**Data to use:**
<<<<

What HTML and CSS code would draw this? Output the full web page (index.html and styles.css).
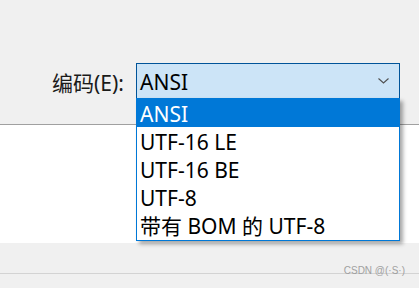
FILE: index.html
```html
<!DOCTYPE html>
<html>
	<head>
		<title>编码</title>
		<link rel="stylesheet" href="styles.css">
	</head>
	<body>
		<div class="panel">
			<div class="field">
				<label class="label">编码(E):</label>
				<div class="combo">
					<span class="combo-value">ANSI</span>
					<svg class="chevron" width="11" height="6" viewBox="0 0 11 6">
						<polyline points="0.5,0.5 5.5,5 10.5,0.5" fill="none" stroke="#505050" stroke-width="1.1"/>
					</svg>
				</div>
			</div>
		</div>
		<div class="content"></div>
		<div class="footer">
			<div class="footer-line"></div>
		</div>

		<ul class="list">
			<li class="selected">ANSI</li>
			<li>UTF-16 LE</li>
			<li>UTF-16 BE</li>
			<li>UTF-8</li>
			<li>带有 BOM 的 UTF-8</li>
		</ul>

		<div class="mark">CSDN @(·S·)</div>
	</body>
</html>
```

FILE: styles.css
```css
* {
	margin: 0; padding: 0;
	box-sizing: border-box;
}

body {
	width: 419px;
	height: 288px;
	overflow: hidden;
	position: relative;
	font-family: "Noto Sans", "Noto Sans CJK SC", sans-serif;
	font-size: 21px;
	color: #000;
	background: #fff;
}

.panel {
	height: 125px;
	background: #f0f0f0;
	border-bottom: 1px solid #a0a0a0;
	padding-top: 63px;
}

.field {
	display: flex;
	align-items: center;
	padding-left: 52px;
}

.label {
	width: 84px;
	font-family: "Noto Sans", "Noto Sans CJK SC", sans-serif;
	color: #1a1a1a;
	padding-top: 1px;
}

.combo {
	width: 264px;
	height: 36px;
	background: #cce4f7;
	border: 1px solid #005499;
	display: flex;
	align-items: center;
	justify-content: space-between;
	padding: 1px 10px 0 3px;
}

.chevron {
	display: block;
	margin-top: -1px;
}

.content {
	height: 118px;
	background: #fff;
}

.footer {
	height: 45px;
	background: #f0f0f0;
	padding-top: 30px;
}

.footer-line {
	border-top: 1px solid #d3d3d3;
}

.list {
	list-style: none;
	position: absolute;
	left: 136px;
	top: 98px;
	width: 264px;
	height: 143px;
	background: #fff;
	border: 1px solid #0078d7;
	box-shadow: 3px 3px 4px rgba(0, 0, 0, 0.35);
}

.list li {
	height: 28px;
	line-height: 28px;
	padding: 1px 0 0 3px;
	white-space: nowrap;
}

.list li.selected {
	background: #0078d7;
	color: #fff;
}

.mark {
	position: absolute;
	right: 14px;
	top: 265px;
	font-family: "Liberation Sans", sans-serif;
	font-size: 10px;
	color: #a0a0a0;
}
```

>>>>
<<<<

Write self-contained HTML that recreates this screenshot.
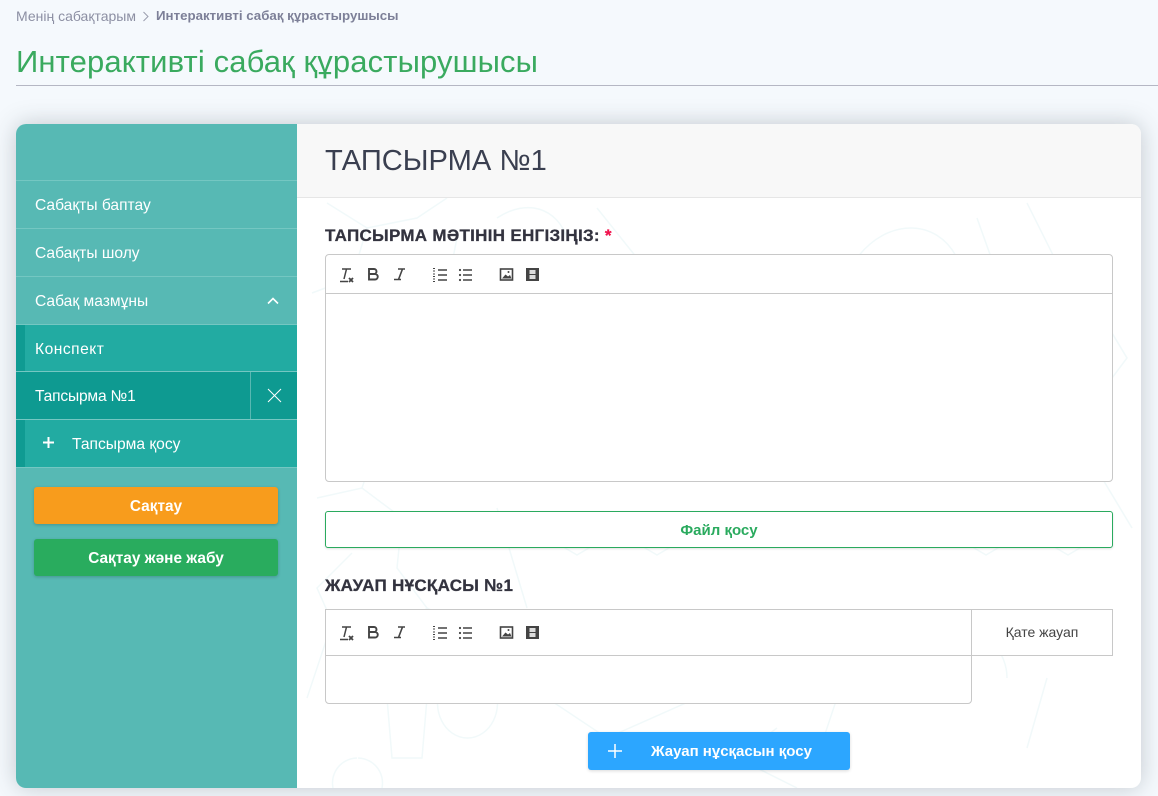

>>>>
<<<<

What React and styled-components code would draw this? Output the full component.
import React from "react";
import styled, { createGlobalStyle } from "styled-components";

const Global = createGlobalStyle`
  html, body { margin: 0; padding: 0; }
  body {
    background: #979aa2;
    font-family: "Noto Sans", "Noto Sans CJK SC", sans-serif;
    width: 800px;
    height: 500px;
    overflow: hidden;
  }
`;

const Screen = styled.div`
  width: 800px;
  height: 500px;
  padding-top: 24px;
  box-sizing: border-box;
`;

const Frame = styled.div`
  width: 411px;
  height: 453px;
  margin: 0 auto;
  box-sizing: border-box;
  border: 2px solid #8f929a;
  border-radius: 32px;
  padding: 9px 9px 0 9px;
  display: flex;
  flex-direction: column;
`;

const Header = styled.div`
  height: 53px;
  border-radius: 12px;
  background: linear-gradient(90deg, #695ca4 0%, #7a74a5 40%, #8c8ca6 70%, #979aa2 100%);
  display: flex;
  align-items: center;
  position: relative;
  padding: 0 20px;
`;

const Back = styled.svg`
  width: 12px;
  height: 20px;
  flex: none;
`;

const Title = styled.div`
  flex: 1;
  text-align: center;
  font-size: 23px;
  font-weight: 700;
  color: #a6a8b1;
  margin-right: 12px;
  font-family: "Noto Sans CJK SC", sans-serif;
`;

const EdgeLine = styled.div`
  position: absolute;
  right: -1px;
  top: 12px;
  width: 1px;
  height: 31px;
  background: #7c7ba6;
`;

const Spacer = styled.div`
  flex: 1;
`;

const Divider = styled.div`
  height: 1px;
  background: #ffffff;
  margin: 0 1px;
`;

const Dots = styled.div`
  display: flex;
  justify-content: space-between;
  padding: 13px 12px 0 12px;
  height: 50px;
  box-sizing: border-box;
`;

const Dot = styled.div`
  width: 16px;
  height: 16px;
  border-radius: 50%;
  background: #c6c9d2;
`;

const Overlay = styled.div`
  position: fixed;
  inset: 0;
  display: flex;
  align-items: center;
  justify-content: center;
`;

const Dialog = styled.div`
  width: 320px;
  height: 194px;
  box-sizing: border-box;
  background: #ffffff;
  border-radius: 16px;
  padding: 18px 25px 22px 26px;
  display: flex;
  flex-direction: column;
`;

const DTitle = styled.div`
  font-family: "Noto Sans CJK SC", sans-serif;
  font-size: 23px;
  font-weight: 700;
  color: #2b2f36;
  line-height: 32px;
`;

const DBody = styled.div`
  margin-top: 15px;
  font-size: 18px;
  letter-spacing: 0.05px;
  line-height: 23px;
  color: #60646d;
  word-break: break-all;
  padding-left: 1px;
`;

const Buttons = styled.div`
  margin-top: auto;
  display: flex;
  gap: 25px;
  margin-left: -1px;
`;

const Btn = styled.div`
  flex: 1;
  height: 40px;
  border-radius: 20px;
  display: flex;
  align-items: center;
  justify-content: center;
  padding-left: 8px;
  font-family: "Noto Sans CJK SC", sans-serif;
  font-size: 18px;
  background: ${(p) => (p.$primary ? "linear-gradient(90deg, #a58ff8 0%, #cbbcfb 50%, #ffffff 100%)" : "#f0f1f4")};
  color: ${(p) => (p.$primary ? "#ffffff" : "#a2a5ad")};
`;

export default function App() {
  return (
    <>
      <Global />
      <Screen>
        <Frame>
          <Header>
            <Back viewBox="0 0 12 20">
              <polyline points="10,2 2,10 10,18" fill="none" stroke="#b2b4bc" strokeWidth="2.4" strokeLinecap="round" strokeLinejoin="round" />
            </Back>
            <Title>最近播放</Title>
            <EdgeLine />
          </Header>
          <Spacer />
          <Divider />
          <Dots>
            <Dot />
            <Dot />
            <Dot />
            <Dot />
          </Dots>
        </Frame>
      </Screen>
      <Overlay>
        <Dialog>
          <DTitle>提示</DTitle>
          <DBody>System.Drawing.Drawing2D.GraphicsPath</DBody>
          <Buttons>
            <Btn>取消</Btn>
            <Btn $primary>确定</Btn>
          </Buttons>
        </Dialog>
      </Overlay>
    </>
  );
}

>>>>

**Objective:** Using the listing above, list every line in which the string "components" occurs.

**Exercise result:**
What React and styled-components code would draw this? Output the full component.
import styled, { createGlobalStyle } from "styled-components";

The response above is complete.